MobilisedAggregator#
- class mobgap.aggregation.MobilisedAggregator(
- groupby: Sequence[str] | None = cf(None),
- *,
- unique_wb_id_column: str = cf('wb_id'),
- use_original_names: bool = cf(False),
Implementation of the aggregation algorithm utilized in Mobilise-D.
This algorithm aggregates DMO parameters across single walking bouts. The calculated parameters are divided into 4 groups based on the duration of the walking bout. For every group, a different set of possible parameters is available.

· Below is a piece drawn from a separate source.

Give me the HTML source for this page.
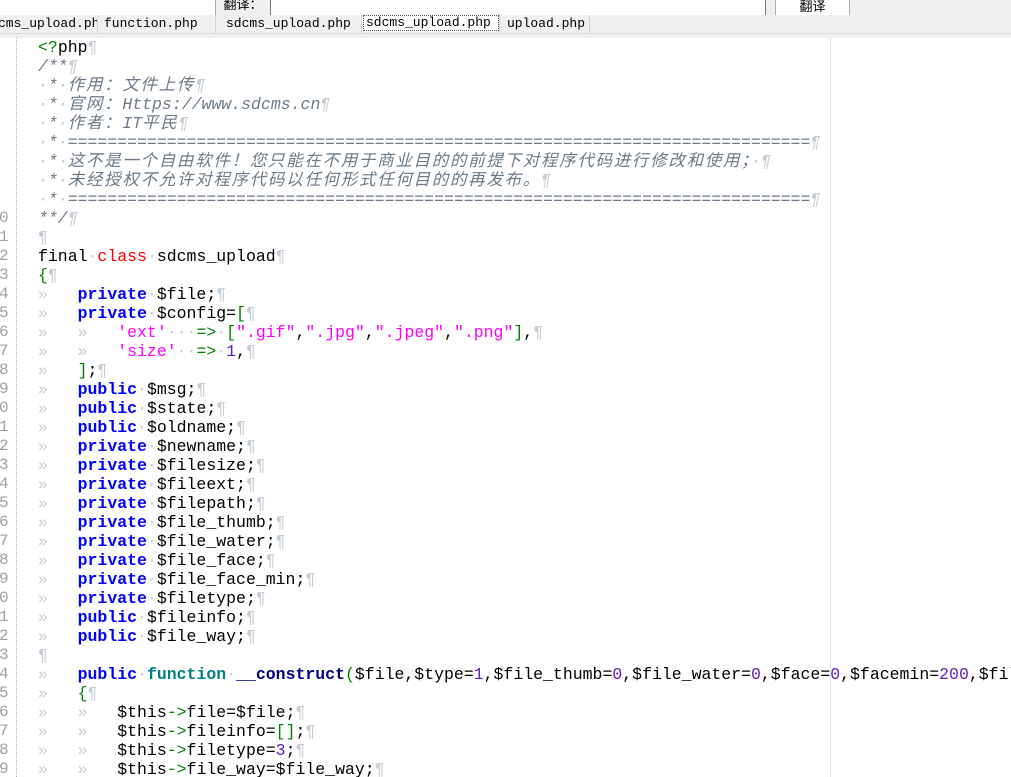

The groups are defined as follows ([orginial_mobilised_name/new_name]):
All walking bout [parameters with “all”], available parameters:
Duration of all walking bouts in h [“walkdur_all_sum”/”total_walking_duration_h]
Number of steps in all walking bouts [“steps_all_sum”/”wb_all__n_steps__sum”]
Number of turns in all walking bouts [“turns_all_sum”/”wb_all__n_turns__sum”]
Number of walking bouts [“wb_all_sum”/”wb_all__count”]
Median duration of walking bouts in s [“wbdur_all_avg”/”wb_all__duration_s__avg”]
90th percentile of duration of walking bouts in s [“wbdur_all_max”/”wb_all__duration_s__max”
Coefficient of variation in walking bout duration in s [“wbdur_all_var”/”wb_all__duration_s__var”]
Average cadence of walking bouts in steps/min [“cadence_all_avg”/”wb_all__cadence_spm__avg”]
Average stride duration of walking bouts in s [“strdur_all_avg”/”wb_all__stride_duration_s__avg”]
Coefficient of variation in cadence of walking bouts in steps/min [“cadence_all_var”/”wb_all__cadence_spm__var”]
Coefficient of variation in stride duration of walking bouts in s [“strdur_all_var”/”wb_all__stride_duration_s__var”]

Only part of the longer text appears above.